>>

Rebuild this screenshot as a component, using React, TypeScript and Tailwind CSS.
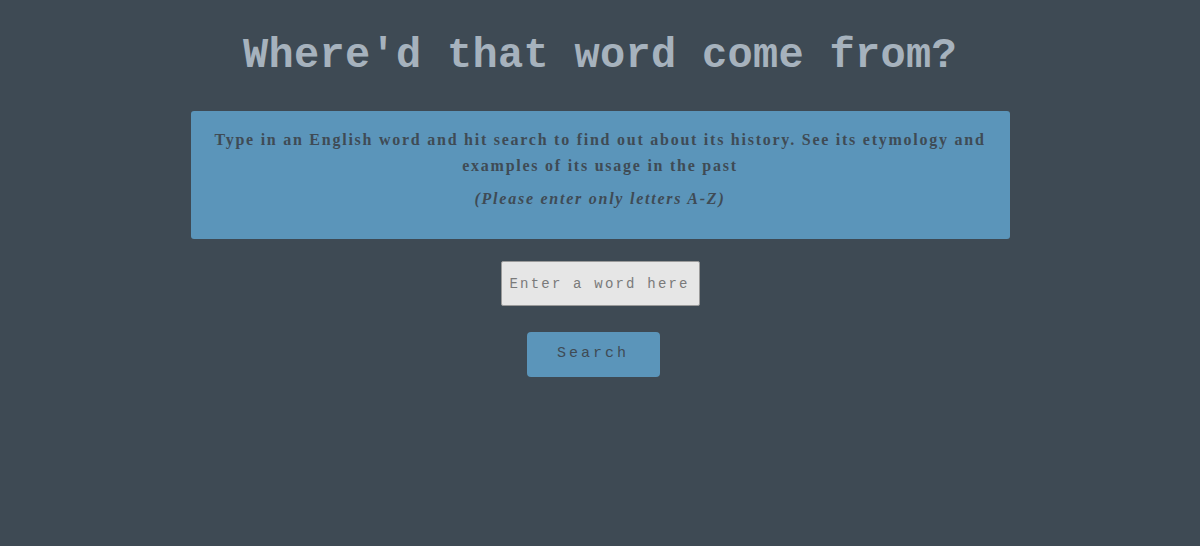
export default function App() {
  return (
    <div className="min-h-[546px] w-full bg-[#3e4a54] flex flex-col items-center pt-[33px]">
      <h1 className="font-['Liberation_Mono',monospace] font-bold text-[42px] leading-[46px] text-[#a6b2bd] tracking-[0.3px]">
        Where'd that word come from?
      </h1>

      <div className="mt-[32px] w-[819px] h-[128px] rounded-[3px] bg-[#5b95ba] flex flex-col items-center pt-[16px] text-[#3f4b55] font-['Liberation_Serif',serif] font-bold text-[16px] tracking-[1.75px]">
        <p className="text-center leading-[26px]">
          Type in an English word and hit search to find out about its history. See its etymology and
          <br />
          examples of its usage in the past
        </p>
        <p className="mt-[10px] italic leading-[20px]">(Please enter only letters A-Z)</p>
      </div>

      <input
        type="text"
        placeholder="Enter a word here"
        className="mt-[22px] w-[199px] h-[45px] bg-[#e6e6e6] border border-[#9a9a9a] rounded-[2px] px-[8px] text-[14px] font-['Liberation_Mono',monospace] tracking-[2.2px] text-[#555] placeholder:text-[#7a7a7a] outline-none"
      />

      <button className="mt-[26px] mr-[14px] w-[133px] h-[45px] bg-[#5b95ba] rounded-[4px] font-['Liberation_Mono',monospace] text-[15px] tracking-[3px] text-[#3f4b55]">
        Search
      </button>
    </div>
  );
}
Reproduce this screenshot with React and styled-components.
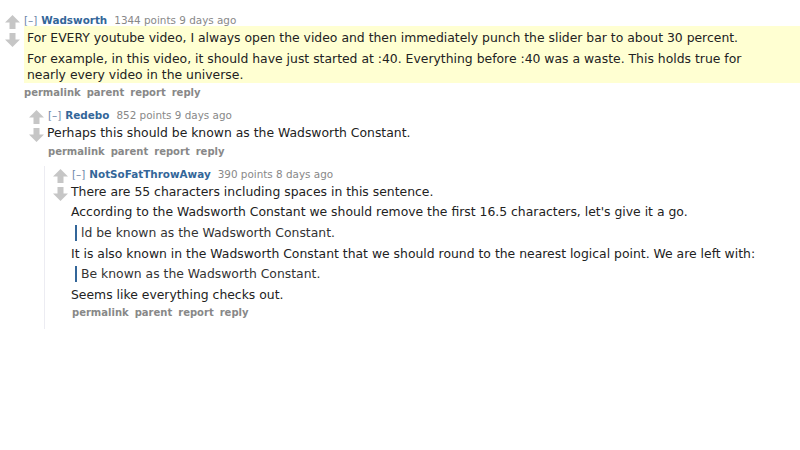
import React from 'react';
import styled, { createGlobalStyle } from 'styled-components';

const GlobalStyle = createGlobalStyle`
  html, body {
    margin: 0;
    padding: 0;
    background: #fff;
  }
  body {
    font-family: "DejaVu Sans", Verdana, sans-serif;
    color: #222;
  }
`;

const Page = styled.div`
  width: 800px;
  height: 450px;
  overflow: hidden;
  padding-top: 14px;
  box-sizing: border-box;
`;

const CommentBox = styled.div`
  padding-top: ${(p) => (p.$nested ? '2px' : '0')};
  padding-left: 5px;
  padding-bottom: ${(p) => (p.$nested ? '10px' : '0')};
`;

const Row = styled.div`
  display: flex;
`;

const Midcol = styled.div`
  width: 19px;
  flex-shrink: 0;
  display: flex;
  flex-direction: column;
  gap: 4px;
  padding-top: 1px;
`;

const Entry = styled.div`
  flex: 1;
  min-width: 0;
`;

const Tagline = styled.div`
  font-size: 10.4px;
  line-height: 12px;
  color: #888;
  white-space: nowrap;
`;

const Expand = styled.span`
  color: #6b86a8;
  margin-right: 4px;
`;

const Author = styled.span`
  color: #369;
  font-weight: bold;
  margin-right: 7px;
`;

const Body = styled.div`
  background: ${(p) => (p.$highlight ? '#ffffd2' : 'transparent')};
  padding: 4px ${(p) => (p.$highlight ? '3px' : '0')} 0;
  margin-left: ${(p) => (p.$highlight ? '0' : '-1px')};
  font-size: 12.4px;
  line-height: 16px;
  color: #222;
`;

const Para = styled.p`
  margin: 0 0 4.6px;
  max-width: 740px;
`;

const Quote = styled.blockquote`
  margin: 0 0 4.6px 4px;
  padding-left: 4px;
  border-left: 2px solid #336699;
  color: #333;
`;

const Buttons = styled.ul`
  display: flex;
  gap: 6px;
  list-style: none;
  margin: 0;
  padding: 0;
  font-size: 10px;
  line-height: 12px;
  font-weight: bold;
  color: #888;
`;

const ChildList = styled.div`
  margin: 8px 0 0 15px;
  padding-left: 3px;
  border-left: 1px solid ${(p) => (p.$line ? '#ececf2' : 'transparent')};
`;

const Arrow = ({ down }) => (
  <svg width="15" height="14" viewBox="0 0 15 14" style={down ? { transform: 'rotate(180deg)' } : undefined}>
    <path d="M7.5 0 L15 7.5 L10.5 7.5 L10.5 14 L4.5 14 L4.5 7.5 L0 7.5 Z" fill="#c6c6c6" />
  </svg>
);

const Comment = ({ author, points, age, highlight, nested, line, children, replies }) => (
  <CommentBox $nested={nested}>
    <Row>
      <Midcol>
        <Arrow />
        <Arrow down />
      </Midcol>
      <Entry>
        <Tagline>
          <Expand>[–]</Expand>
          <Author>{author}</Author>
          {points} points {age}
        </Tagline>
        <Body $highlight={highlight}>{children}</Body>
        <Buttons>
          <li>permalink</li>
          <li>parent</li>
          <li>report</li>
          <li>reply</li>
        </Buttons>
      </Entry>
    </Row>
    {replies && <ChildList $line={line}>{replies}</ChildList>}
  </CommentBox>
);

export default function App() {
  return (
    <Page>
      <GlobalStyle />
      <Comment
        author="Wadsworth"
        points="1344"
        age="9 days ago"
        highlight
        replies={
          <Comment
            nested
            author="Redebo"
            points="852"
            age="9 days ago"
            line
            replies={
              <Comment nested author="NotSoFatThrowAway" points="390" age="8 days ago">
                <Para>There are 55 characters including spaces in this sentence.</Para>
                <Para>
                  According to the Wadsworth Constant we should remove the first 16.5 characters, let's give it a go.
                </Para>
                <Quote>
                  <Para>ld be known as the Wadsworth Constant.</Para>
                </Quote>
                <Para>
                  It is also known in the Wadsworth Constant that we should round to the nearest logical point. We are
                  left with:
                </Para>
                <Quote>
                  <Para>Be known as the Wadsworth Constant.</Para>
                </Quote>
                <Para>Seems like everything checks out.</Para>
              </Comment>
            }
          >
            <Para>Perhaps this should be known as the Wadsworth Constant.</Para>
          </Comment>
        }
      >
        <Para>
          For EVERY youtube video, I always open the video and then immediately punch the slider bar to about 30
          percent.
        </Para>
        <Para>
          For example, in this video, it should have just started at :40. Everything before :40 was a waste. This
          holds true for nearly every video in the universe.
        </Para>
      </Comment>
    </Page>
  );
}
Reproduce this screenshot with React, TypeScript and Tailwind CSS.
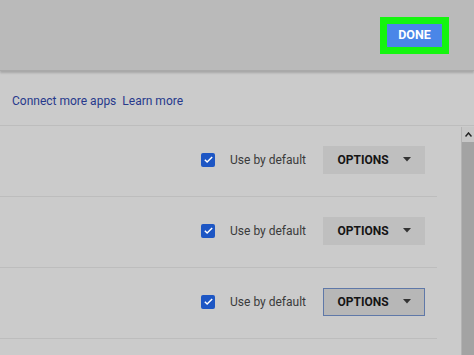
export default function App() {
  const rows = [false, false, true];

  return (
    <div
      className="w-[474px] h-[355px] overflow-hidden bg-[#cbcbcb] flex flex-col"
      style={{ fontFamily: "Roboto, 'Liberation Sans', sans-serif" }}
    >
      {/* HEADER */}
      <div className="h-[71px] shrink-0 bg-[#bababa] flex items-center justify-end pr-[25px] shadow-[0_2px_2px_rgba(0,0,0,0.18)] relative z-10 border-b border-[#a9a9a9]">
        <div className="mt-[1px] bg-[#14f50f] p-[7px] w-[69px] h-[37px]">
          <button className="w-full h-full bg-[#4a86e8] text-white text-[12.5px] font-bold flex items-center justify-center">
            DONE
          </button>
        </div>
      </div>

      {/* LINKS */}
      <div className="h-[55px] shrink-0 flex items-center pl-[12px] pt-[6px] border-b border-[#bdbdbd] text-[12px] text-[#27398c]">
        <span>Connect more apps</span>
        <span className="ml-[6px]">Learn more</span>
      </div>

      {/* LIST */}
      <div className="flex flex-1 min-h-0">
        <div className="flex-1">
          {rows.map((focused, i) => (
            <div
              key={i}
              className="h-[71px] mr-[24px] border-b border-[#bdbdbd] flex items-center justify-end pr-[12px] pb-[3px]"
            >
              <div className="w-[14px] h-[14px] rounded-[2px] bg-[#1d56c4] flex items-center justify-center mr-[15px]">
                <svg width="11" height="11" viewBox="0 0 24 24" fill="none">
                  <path d="M4 12.5l5 5L20 6.5" stroke="white" strokeWidth="3.2" />
                </svg>
              </div>
              <span className="text-[12px] text-[#3a3a3a] mr-[17px]">Use by default</span>
              <button
                className={
                  focused
                    ? "w-[102px] h-[28px] bg-[#b7b7b7] border border-[#5f78a8] flex items-center justify-center gap-[14px] text-[12px] font-bold text-[#151515]"
                    : "w-[102px] h-[28px] bg-[#bfbfbf] flex items-center justify-center gap-[14px] text-[12px] font-bold text-[#151515]"
                }
              >
                <span>OPTIONS</span>
                <svg width="8" height="5" viewBox="0 0 8 5">
                  <path d="M0 0h8L4 4.5z" fill="#333" />
                </svg>
              </button>
            </div>
          ))}
        </div>

        {/* SCROLLBAR */}
        <div className="w-[13px] shrink-0 border-l border-[#b3b3b3] flex flex-col mt-[1px]">
          <div className="h-[15px] bg-[#c7c7c7] flex items-center justify-center">
            <svg width="7" height="5" viewBox="0 0 7 5">
              <path d="M0.5 4.5L3.5 1l3 3.5" stroke="#222" strokeWidth="1.5" fill="none" />
            </svg>
          </div>
          <div className="flex-1 bg-[#a3a3a3]" />
        </div>
      </div>
    </div>
  );
}
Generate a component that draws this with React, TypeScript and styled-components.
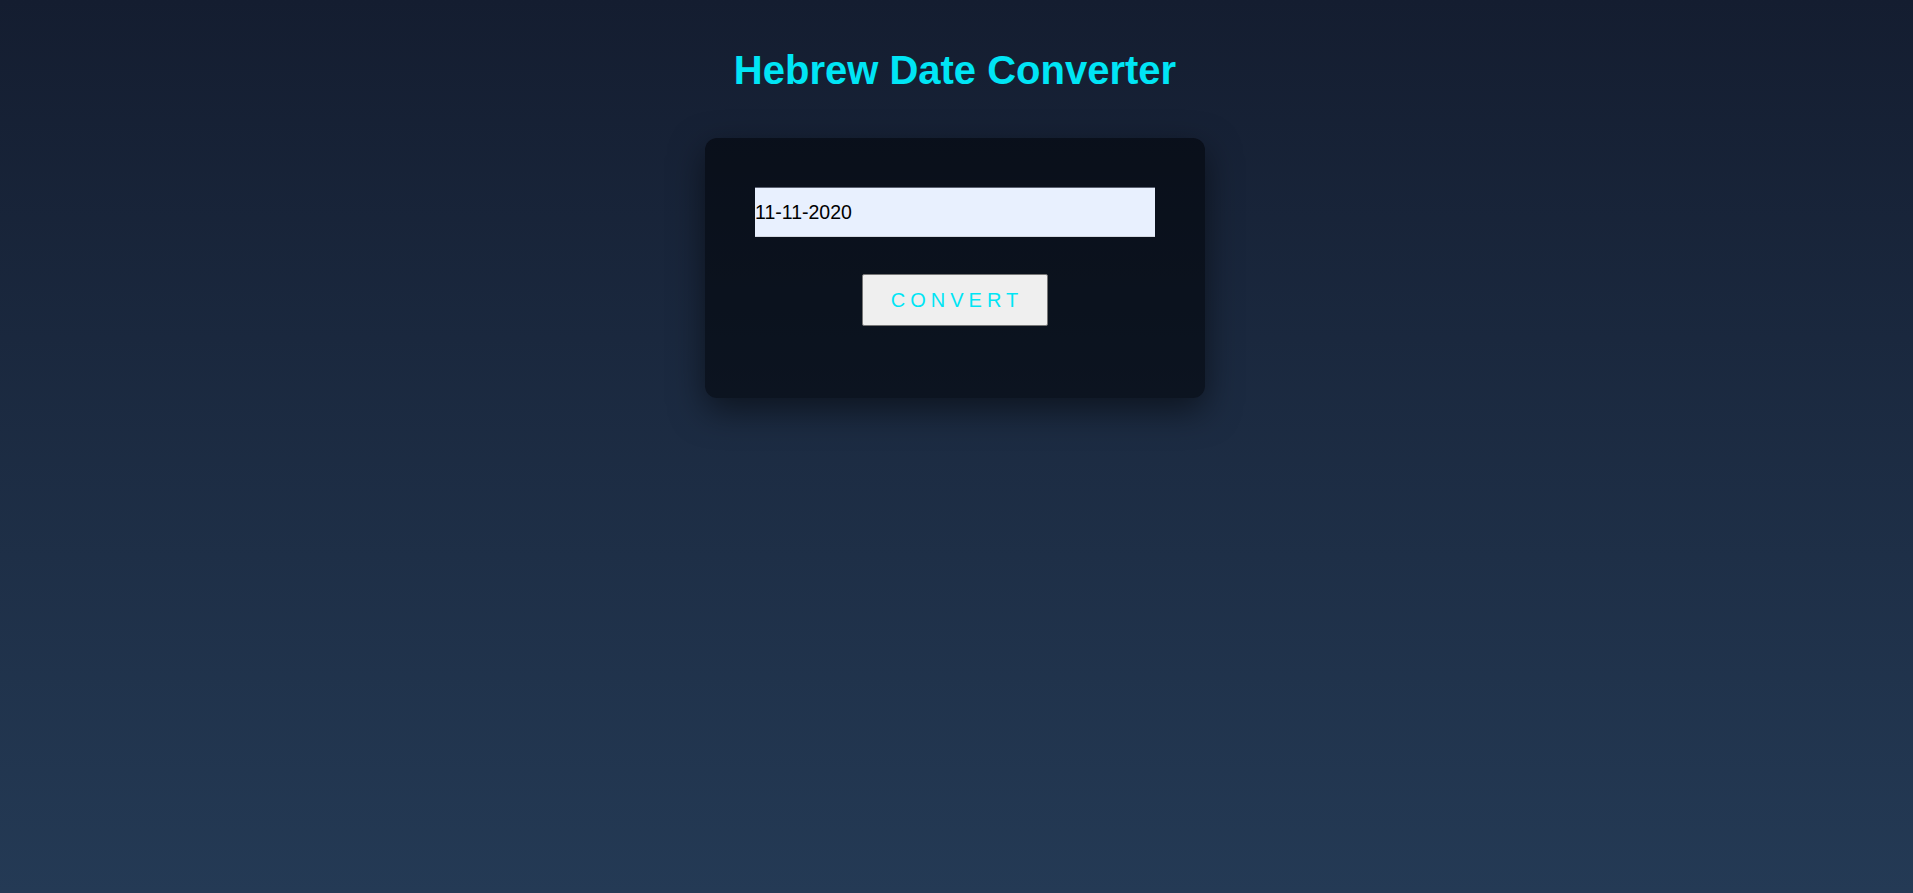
import styled, { createGlobalStyle } from "styled-components";

const GlobalStyle = createGlobalStyle`
  html, body {
    margin: 0;
    padding: 0;
  }
  body {
    min-height: 100vh;
    font-family: "Liberation Sans", Arial, sans-serif;
    background: linear-gradient(180deg, #141d30 0%, #243a55 100%);
  }
`;

const Page = styled.main`
  min-height: 100vh;
  box-sizing: border-box;
  display: flex;
  flex-direction: column;
  align-items: center;
  padding: 47px 3px 0 0;
`;

const Title = styled.h1`
  margin: 0 0 45px;
  font-size: 40px;
  font-weight: 700;
  line-height: 46px;
  color: #00e5f5;
`;

const Card = styled.form`
  box-sizing: border-box;
  width: 500px;
  padding: 49px 50px 72px;
  display: flex;
  flex-direction: column;
  align-items: center;
  gap: 37px;
  background: rgba(0, 2, 6, 0.55);
  border-radius: 12px;
  box-shadow: 0 12px 34px rgba(0, 0, 0, 0.5);
`;

const DateInput = styled.input`
  box-sizing: border-box;
  width: 400px;
  height: 50px;
  padding: 0;
  border: none;
  border-top: 1px solid #5b6171;
  border-bottom: 1px solid #d3d8e0;
  background: #e8f0fe;
  color: #000;
  font-family: "Liberation Sans", Arial, sans-serif;
  font-size: 19.5px;
  outline: none;
`;

const ConvertButton = styled.button`
  box-sizing: border-box;
  width: 186px;
  height: 52px;
  padding: 0 0 0 4px;
  background: #efefef;
  border: 1px solid #767676;
  border-radius: 2px;
  color: #00e5f5;
  font-family: "Liberation Sans", Arial, sans-serif;
  font-size: 20px;
  letter-spacing: 5px;
  text-transform: uppercase;
  cursor: pointer;
`;

export default function App() {
  return (
    <>
      <GlobalStyle />
      <Page>
        <Title>Hebrew Date Converter</Title>
        <Card onSubmit={(e) => e.preventDefault()}>
          <DateInput type="text" defaultValue="11-11-2020" />
          <ConvertButton type="submit">Convert</ConvertButton>
        </Card>
      </Page>
    </>
  );
}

<<

Find the lines above holding the word "that" and show them.

Finished exercise:
        Where'd that word come from?
                  It is also known in the Wadsworth Constant that we should round to the nearest logical point. We are
Generate a component that draws this with React, TypeScript and styled-components.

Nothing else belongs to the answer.